- **OBJECTIVE**:
Locate each line in the records containing "TypeScript". Copy it.

- **DATA LINES**:
--------------------------------------------------

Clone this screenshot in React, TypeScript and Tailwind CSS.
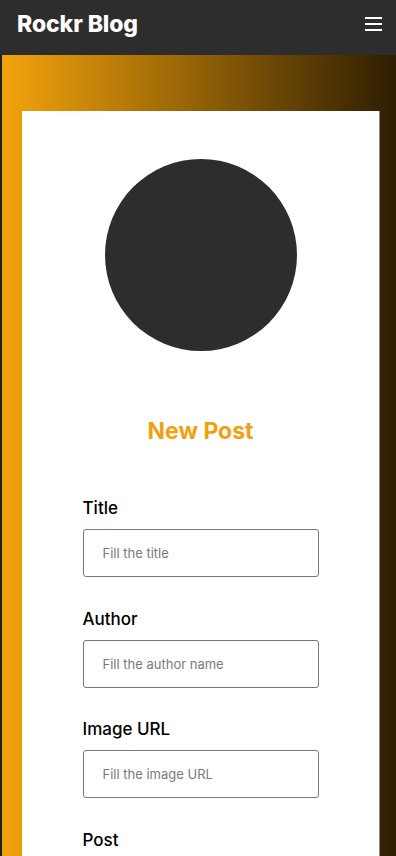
export default function App() {
  const fields = [
    { label: "Title", ph: "Fill the title" },
    { label: "Author", ph: "Fill the author name" },
    { label: "Image URL", ph: "Fill the image URL" },
  ];
  return (
    <div className="w-[396px] h-[856px] overflow-hidden bg-[#1e2228] font-['Inter',sans-serif]">
      <header className="h-[55px] bg-[#2d2d2d] flex items-center justify-between pl-[17px] pr-[14px] pb-[8px]">
        <h1 className="text-white font-extrabold text-[23px] leading-[26px] tracking-[-0.1px]">Rockr Blog</h1>
        <div className="flex flex-col gap-[4.5px] w-[17px] mt-[1px]">
          <span className="block h-[1.5px] bg-white" />
          <span className="block h-[1.5px] bg-white" />
          <span className="block h-[1.5px] bg-white" />
        </div>
      </header>
      <main className="ml-[2px] h-[801px] bg-[linear-gradient(to_right,#f5a30c,#2e1e02)] pt-[56px] pl-[20px] pr-[16px]">
        <div className="w-[358px] h-[800px] bg-white border-r border-[#8a8a8a] flex flex-col items-center pt-[48px]">
          <div className="w-[192px] h-[192px] rounded-full bg-[#2d2d2d]" />
          <h2 className="mt-[67px] text-[#f29f12] font-bold text-[23px] leading-[26px]">New Post</h2>
          <form className="mt-[54px] w-[236px] flex flex-col">
            {fields.map((f) => (
              <div key={f.label} className="flex flex-col mb-[31.5px]">
                <label className="text-[17px] leading-[20px] font-medium text-black mb-[11px]">{f.label}</label>
                <input
                  placeholder={f.ph}
                  className="h-[48px] w-[236px] border border-[#777] rounded-[3px] px-[19px] text-[13px] placeholder:text-[#7a7a7a] outline-none"
                />
              </div>
            ))}
            <label className="text-[17px] leading-[20px] font-medium text-black">Post</label>
          </form>
        </div>
      </main>
    </div>
  );
}
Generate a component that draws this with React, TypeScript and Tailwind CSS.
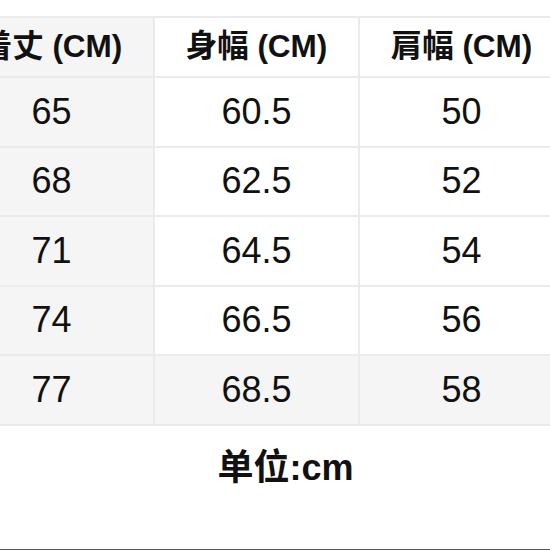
const headers = ['着丈 (CM)', '身幅 (CM)', '肩幅 (CM)'];

const rows = [
    ['65', '60.5', '50'],
    ['68', '62.5', '52'],
    ['71', '64.5', '54'],
    ['74', '66.5', '56'],
    ['77', '68.5', '58'],
];

export default function App() {
    return (
        <div className="relative w-[550px] h-[550px] overflow-hidden bg-white border-b border-[#555555] flex flex-col">
            {/* Size table, cropped on both sides like the source photo */}
            <div className="mt-[16px] -ml-[50px] w-[615px] border-t-2 border-[#ebebeb] text-[#111111] [font-family:'Liberation_Sans','Noto_Sans_CJK_JP',sans-serif]">
                <div className="flex h-[60px] border-b-2 border-[#ebebeb]">
                    {headers.map((h, i) => (
                        <div
                            key={h}
                            className={`w-[205px] shrink-0 flex items-center justify-center border-r-2 border-[#ebebeb] text-[31.5px] font-bold ${i === 0 ? 'bg-[#f5f5f5]' : 'bg-white'}`}
                        >
                            {h}
                        </div>
                    ))}
                </div>

                {rows.map((row, r) => (
                    <div key={r} className="flex h-[69.5px] border-b-2 border-[#ebebeb]">
                        {row.map((v, i) => (
                            <div
                                key={i}
                                className={`w-[205px] shrink-0 flex items-center justify-center border-r-2 border-[#ebebeb] text-[36px] ${i === 0 || r === rows.length - 1 ? 'bg-[#f5f5f5]' : 'bg-white'}`}
                            >
                                {v}
                            </div>
                        ))}
                    </div>
                ))}
            </div>

            <div className="h-[85px] flex items-center justify-center pl-[21px] text-[36px] font-bold text-[#111111] [font-family:'Liberation_Sans','Noto_Sans_CJK_SC',sans-serif]">
                单位:cm
            </div>
        </div>
    );
}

--------------------------------------------------

- **SOLUTION TO THIS EXERCISE**:
Clone this screenshot in React, TypeScript and Tailwind CSS.
Generate a component that draws this with React, TypeScript and Tailwind CSS.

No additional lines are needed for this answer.